A report by an anti-poverty campaign group has seen a number of wealthy countries purchase at least a billion more doses of Covid19 vaccines than they actually need—even with both doses accounted for—leaving behind poorer nations in the race to secure vaccines.
ONE Campaign’s report was analysis of ongoing supply deals, which showed that these countries—such as the United Kingdom and the United States—should share the excess in order to “supercharge” the global response to the pandemic.
If not, billions of people would be denied essential protection from the coronavirus, thus prolonging the pandemic further.

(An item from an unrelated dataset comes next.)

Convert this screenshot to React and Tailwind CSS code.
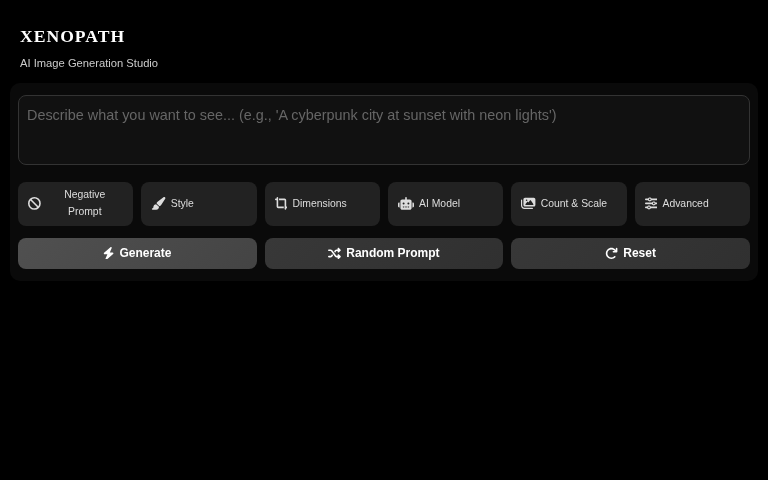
import { FaBan, FaPaintbrush, FaCropSimple, FaRobot, FaImages, FaSliders, FaBolt, FaShuffle, FaArrowRotateRight } from "react-icons/fa6";

const OPTIONS = [
  { icon: FaBan, label: "Negative Prompt", width: "w-[12.8px]", labelClass: "ml-[1px] mb-[2px] w-[76px]" },
  { icon: FaPaintbrush, label: "Style", width: "w-[14.4px]" },
  { icon: FaCropSimple, label: "Dimensions", width: "w-[12.8px]" },
  { icon: FaRobot, label: "AI Model", width: "w-[16px]" },
  { icon: FaImages, label: "Count & Scale", width: "w-[14.4px]" },
  { icon: FaSliders, label: "Advanced", width: "w-[12.8px]" },
];

const ACTIONS = [
  { icon: FaBolt, label: "Generate", width: "w-[11.2px]", bg: "bg-[linear-gradient(135deg,#505050,#444444)]" },
  { icon: FaShuffle, label: "Random Prompt", width: "w-[12.8px]", bg: "bg-[linear-gradient(135deg,#383838,#303030)]" },
  { icon: FaArrowRotateRight, label: "Reset", width: "w-[12.8px]", bg: "bg-[linear-gradient(135deg,#383838,#303030)]" },
];

export default function App() {
  return (
    <div className="min-h-screen bg-black text-white font-['Liberation_Sans',sans-serif]">
      <header className="px-5 pt-6 pb-[13px] [will-change:transform]">
        <h1 className="font-['Liberation_Serif',serif] text-[17.6px] leading-[24px] font-bold tracking-[1px]">XENOPATH</h1>
        <p className="mt-[9px] text-[11.2px] leading-[13px] text-[#cccccc]">AI Image Generation Studio</p>
      </header>

      <div className="mx-[10px] rounded-[10px] bg-[#0a0a0a] px-2 py-3 [will-change:transform]">
        <textarea
          className="block h-[70px] w-full resize-none rounded-lg border border-[#333333] bg-[#111111] px-2 py-[9px] text-[14.4px] leading-[20px] text-white outline-none placeholder:text-[#666666]"
          placeholder="Describe what you want to see... (e.g., 'A cyberpunk city at sunset with neon lights')"
        />

        <div className="mt-[17px] grid grid-cols-6 gap-2">
          {OPTIONS.map(({ icon: Icon, label, width, labelClass }) => (
            <button key={label} className="flex h-[44px] items-center gap-[5px] rounded-lg bg-[#222222] pr-[10px] pb-[1px] pl-[10px] text-[10.4px] leading-[17px] text-[#dddddd]">
              <Icon className={`h-[12.8px] shrink-0 ${width}`} />
              <span className={labelClass}>{label}</span>
            </button>
          ))}
        </div>

        <div className="mt-3 grid grid-cols-3 gap-2">
          {ACTIONS.map(({ icon: Icon, label, width, bg }) => (
            <button key={label} className={`flex h-[31px] items-center justify-center gap-[5px] rounded-lg pb-[1px] text-[12px] font-bold text-white ${bg}`}>
              <Icon className={`h-[12.8px] ${width}`} />
              {label}
            </button>
          ))}
        </div>
      </div>
    </div>
  );
}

The report examined contracts with the five major drug-makers: Pfizer-BioNTech, Moderna, AstraZeneca, Johnson & Johnson and Novavax. It showed that the US, the European Union, Britain, Australia, Canada and Japan have more than 3 billion doses, enough to vaccinate their populations with both doses twice over.
“This huge excess is the embodiment of vaccine nationalism,” said ONE Campaign senior director, Jenny Ottenhoff.
The report also discovered that apart from the COVAX vaccine-sharing scheme, countries with doses to spare would also help greatly in protecting vulnerable sectors in developing countries. This would shrink Covid19-related deaths and the chances of new virus variants developing as well as speed up the end of the pandemic.
The World Health Organization has asked these nations to donate them to the COVAX facility instead of sharing them unilaterally.
US President Joe Biden has promised $4 billion to COVAX, while the EU is set to double their donation to $1.2 billion. French President Emmanuel Macron recommended that western nations give 3 to 5% of their vaccine supply to Africa.